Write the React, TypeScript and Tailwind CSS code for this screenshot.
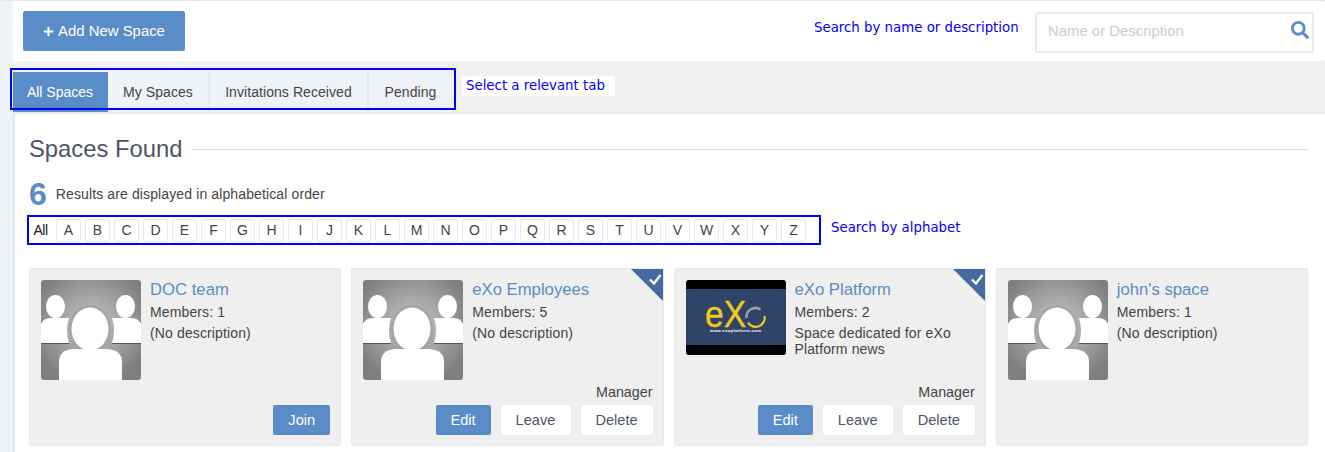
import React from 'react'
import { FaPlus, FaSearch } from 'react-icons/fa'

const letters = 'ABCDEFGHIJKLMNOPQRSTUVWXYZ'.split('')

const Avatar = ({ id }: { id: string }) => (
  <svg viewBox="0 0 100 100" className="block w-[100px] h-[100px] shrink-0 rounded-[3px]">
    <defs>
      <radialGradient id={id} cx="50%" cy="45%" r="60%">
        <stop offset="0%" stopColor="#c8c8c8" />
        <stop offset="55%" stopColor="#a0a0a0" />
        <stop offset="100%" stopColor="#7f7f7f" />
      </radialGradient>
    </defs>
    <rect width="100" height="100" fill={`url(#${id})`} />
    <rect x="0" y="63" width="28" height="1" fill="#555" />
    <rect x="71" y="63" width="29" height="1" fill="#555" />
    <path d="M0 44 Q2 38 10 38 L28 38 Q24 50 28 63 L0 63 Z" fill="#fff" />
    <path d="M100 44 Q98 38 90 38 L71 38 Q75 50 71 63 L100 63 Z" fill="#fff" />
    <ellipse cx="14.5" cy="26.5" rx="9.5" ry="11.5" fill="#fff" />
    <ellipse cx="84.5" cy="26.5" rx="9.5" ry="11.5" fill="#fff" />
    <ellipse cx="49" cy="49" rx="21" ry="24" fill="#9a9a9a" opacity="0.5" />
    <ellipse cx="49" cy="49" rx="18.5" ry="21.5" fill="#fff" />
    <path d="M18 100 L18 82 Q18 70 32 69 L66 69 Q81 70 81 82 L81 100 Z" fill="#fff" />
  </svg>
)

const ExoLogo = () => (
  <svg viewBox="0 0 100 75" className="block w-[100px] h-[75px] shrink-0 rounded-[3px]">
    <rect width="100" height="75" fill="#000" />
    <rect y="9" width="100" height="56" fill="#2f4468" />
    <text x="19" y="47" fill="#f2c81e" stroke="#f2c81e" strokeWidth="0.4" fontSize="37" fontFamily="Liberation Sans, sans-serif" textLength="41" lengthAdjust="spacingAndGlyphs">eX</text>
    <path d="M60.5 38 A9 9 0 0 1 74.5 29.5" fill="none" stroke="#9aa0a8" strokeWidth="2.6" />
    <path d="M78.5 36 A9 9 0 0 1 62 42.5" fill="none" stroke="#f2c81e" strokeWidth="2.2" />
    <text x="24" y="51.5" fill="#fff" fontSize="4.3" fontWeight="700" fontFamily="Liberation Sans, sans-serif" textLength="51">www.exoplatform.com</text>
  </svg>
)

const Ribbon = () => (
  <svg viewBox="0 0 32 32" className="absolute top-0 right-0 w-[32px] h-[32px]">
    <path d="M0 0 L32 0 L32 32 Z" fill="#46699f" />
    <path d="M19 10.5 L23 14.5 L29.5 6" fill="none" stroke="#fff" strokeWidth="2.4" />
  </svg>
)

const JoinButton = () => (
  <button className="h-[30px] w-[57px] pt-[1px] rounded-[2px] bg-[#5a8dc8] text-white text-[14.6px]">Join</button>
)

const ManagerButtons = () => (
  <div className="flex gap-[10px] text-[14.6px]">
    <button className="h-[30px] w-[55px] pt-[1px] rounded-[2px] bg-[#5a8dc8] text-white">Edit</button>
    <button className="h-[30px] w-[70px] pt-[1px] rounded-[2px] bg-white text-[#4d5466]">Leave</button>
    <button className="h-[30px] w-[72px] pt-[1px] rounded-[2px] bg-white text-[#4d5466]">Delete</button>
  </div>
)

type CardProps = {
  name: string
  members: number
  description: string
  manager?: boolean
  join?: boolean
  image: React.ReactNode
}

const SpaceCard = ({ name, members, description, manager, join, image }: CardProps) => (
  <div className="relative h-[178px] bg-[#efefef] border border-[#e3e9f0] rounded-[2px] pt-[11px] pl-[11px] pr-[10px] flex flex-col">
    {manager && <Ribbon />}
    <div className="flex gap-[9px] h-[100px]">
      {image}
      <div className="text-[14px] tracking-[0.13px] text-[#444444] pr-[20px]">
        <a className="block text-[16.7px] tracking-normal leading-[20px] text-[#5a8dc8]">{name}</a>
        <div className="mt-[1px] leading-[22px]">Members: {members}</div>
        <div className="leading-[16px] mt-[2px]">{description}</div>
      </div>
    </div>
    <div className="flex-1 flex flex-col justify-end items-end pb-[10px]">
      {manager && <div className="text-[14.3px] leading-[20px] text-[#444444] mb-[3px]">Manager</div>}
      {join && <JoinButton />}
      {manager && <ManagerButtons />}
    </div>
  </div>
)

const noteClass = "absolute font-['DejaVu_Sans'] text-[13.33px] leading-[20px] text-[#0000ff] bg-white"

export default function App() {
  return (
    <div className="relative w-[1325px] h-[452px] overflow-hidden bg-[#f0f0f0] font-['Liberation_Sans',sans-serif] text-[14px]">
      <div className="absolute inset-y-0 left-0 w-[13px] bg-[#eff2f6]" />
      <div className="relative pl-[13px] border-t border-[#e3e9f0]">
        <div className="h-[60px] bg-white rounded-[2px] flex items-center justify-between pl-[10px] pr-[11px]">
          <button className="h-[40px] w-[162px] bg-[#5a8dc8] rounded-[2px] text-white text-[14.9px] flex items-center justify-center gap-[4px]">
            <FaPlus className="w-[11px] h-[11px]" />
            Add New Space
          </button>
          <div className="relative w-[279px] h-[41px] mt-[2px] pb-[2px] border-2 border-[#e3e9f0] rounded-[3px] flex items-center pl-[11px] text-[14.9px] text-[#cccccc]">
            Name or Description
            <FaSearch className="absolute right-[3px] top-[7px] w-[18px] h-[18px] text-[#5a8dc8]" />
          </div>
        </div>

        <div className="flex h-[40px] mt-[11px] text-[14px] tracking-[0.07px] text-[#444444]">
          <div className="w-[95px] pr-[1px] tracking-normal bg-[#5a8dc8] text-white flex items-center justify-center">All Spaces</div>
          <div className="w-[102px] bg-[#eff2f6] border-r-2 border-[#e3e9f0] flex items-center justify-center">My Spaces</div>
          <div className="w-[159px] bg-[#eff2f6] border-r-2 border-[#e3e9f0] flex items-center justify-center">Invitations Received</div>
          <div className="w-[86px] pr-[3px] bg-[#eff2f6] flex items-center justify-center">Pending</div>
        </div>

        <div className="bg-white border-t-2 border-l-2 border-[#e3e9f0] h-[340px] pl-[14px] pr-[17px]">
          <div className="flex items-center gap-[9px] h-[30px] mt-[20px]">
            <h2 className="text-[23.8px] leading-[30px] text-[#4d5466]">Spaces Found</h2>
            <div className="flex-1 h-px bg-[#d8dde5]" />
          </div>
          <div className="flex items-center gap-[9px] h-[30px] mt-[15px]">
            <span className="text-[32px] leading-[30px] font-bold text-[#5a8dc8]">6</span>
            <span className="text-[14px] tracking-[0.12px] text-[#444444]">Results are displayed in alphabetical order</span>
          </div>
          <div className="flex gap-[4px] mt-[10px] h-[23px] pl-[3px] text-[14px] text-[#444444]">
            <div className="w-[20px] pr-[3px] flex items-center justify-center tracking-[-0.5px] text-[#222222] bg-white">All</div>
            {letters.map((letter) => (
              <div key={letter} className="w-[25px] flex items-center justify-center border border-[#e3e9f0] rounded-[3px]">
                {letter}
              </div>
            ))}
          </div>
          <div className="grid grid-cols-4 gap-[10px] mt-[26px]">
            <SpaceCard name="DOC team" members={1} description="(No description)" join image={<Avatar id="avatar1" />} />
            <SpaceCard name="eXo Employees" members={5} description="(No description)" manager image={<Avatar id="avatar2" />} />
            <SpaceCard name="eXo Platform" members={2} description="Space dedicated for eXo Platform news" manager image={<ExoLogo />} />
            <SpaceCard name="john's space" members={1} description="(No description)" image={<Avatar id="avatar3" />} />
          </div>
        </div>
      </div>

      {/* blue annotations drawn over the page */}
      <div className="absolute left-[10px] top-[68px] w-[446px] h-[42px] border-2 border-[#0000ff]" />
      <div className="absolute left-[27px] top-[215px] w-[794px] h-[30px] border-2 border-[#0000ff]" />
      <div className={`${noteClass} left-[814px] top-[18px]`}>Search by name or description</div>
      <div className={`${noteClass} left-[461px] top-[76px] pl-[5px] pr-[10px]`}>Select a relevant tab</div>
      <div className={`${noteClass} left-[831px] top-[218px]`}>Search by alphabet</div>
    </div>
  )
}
——
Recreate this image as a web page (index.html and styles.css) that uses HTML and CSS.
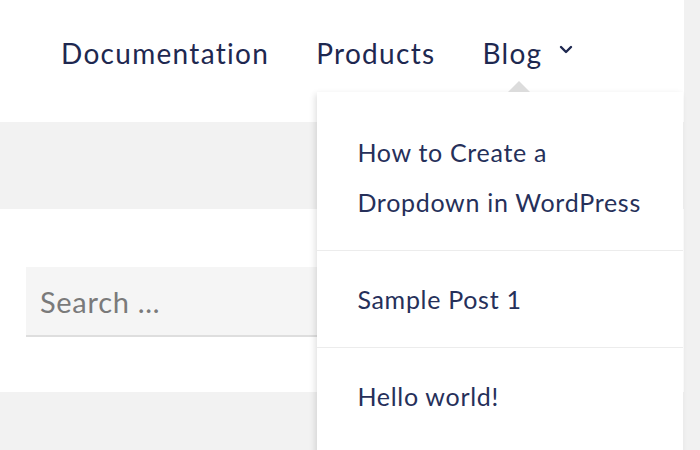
——
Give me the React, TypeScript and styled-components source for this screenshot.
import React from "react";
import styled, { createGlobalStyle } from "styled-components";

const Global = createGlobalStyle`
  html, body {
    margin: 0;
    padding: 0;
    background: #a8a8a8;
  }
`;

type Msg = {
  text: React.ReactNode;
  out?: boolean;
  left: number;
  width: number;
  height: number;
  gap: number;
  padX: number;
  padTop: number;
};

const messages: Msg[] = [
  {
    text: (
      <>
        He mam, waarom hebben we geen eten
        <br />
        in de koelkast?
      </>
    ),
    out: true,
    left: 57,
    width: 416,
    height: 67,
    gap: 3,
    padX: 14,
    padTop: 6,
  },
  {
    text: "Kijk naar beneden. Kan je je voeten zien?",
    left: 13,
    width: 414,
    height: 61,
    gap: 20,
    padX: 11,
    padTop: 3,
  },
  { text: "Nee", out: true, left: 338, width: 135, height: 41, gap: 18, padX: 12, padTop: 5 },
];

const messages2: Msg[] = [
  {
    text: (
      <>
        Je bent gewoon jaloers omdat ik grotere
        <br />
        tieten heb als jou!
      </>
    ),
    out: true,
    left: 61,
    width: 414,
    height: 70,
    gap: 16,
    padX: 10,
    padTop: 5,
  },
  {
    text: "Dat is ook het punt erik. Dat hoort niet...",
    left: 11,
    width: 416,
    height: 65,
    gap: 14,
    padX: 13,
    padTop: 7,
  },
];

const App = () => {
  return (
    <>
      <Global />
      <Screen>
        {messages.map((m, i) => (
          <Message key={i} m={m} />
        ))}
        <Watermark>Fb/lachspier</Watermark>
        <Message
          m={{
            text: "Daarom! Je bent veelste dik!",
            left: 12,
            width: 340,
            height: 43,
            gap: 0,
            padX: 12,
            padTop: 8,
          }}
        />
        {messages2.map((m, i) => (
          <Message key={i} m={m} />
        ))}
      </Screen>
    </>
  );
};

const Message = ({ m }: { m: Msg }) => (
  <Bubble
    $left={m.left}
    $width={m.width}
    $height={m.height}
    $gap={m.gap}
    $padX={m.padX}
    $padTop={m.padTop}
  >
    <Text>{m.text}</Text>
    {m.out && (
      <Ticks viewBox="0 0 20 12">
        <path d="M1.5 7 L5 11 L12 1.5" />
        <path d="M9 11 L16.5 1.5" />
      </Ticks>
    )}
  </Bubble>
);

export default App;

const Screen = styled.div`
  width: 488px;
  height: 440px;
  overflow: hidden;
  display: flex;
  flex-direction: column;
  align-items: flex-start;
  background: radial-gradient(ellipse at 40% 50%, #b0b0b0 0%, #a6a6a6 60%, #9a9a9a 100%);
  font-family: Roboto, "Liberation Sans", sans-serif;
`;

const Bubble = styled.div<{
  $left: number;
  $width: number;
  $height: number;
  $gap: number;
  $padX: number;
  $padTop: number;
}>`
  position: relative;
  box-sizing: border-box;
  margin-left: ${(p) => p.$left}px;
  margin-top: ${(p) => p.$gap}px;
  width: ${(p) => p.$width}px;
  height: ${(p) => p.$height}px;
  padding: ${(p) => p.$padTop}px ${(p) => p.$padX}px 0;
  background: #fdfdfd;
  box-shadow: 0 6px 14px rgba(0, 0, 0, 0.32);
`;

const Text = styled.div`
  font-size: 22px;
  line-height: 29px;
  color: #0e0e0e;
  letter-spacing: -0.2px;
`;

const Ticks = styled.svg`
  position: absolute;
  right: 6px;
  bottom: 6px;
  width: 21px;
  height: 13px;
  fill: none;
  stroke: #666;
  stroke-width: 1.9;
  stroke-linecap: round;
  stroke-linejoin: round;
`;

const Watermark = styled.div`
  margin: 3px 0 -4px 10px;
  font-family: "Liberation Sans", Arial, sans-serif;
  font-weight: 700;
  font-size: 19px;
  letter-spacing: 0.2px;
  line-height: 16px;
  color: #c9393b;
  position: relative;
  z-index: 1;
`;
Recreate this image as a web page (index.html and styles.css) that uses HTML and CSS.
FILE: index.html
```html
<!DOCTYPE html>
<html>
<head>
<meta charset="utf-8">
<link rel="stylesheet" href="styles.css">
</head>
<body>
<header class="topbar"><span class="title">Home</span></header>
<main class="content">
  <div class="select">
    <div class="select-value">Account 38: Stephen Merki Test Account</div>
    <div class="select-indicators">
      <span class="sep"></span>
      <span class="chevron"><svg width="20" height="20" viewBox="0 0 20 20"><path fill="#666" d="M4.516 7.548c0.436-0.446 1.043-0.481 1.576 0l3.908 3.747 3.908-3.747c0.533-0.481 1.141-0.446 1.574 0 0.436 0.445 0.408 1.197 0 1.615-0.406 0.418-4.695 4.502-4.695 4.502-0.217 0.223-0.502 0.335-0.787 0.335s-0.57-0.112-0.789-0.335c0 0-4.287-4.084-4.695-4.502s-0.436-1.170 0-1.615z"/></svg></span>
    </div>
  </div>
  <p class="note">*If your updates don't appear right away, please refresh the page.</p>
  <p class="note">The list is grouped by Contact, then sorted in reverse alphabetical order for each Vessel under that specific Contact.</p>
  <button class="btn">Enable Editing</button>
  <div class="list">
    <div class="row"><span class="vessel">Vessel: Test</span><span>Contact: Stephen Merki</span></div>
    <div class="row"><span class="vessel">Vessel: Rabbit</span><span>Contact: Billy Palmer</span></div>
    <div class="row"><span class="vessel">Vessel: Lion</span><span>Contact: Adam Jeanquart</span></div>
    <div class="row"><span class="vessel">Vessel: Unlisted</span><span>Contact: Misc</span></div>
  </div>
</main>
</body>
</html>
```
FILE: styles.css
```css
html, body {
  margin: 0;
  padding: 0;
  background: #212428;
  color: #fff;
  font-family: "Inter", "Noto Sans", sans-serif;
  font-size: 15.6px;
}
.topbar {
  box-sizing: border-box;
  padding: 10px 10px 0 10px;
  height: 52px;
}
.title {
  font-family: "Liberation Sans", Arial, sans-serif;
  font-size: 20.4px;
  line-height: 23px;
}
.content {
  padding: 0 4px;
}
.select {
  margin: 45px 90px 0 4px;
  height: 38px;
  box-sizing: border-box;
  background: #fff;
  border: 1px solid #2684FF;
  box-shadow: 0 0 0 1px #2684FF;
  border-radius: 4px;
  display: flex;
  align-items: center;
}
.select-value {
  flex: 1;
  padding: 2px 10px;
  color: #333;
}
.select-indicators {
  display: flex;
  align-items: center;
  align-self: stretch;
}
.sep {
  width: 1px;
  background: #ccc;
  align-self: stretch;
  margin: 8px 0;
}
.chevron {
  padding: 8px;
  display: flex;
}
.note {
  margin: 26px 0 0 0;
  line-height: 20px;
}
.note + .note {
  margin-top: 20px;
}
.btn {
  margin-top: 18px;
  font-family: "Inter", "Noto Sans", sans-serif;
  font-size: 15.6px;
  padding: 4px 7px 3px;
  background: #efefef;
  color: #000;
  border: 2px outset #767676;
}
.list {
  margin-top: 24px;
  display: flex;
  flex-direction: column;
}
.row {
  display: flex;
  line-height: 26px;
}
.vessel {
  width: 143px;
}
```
——
◆ **STATED GOAL**: Retype only the lines above from the one with "Write the React, TypeScript" through the one with "const letters = 'ABCDEFGHIJKLMNOPQRSTUVWXYZ'.split('')", exactly and with both ends. Images stay out.

◆ **CORRECT RESPONSE**:
Write the React, TypeScript and Tailwind CSS code for this screenshot.
import React from 'react'
import { FaPlus, FaSearch } from 'react-icons/fa'

const letters = 'ABCDEFGHIJKLMNOPQRSTUVWXYZ'.split('')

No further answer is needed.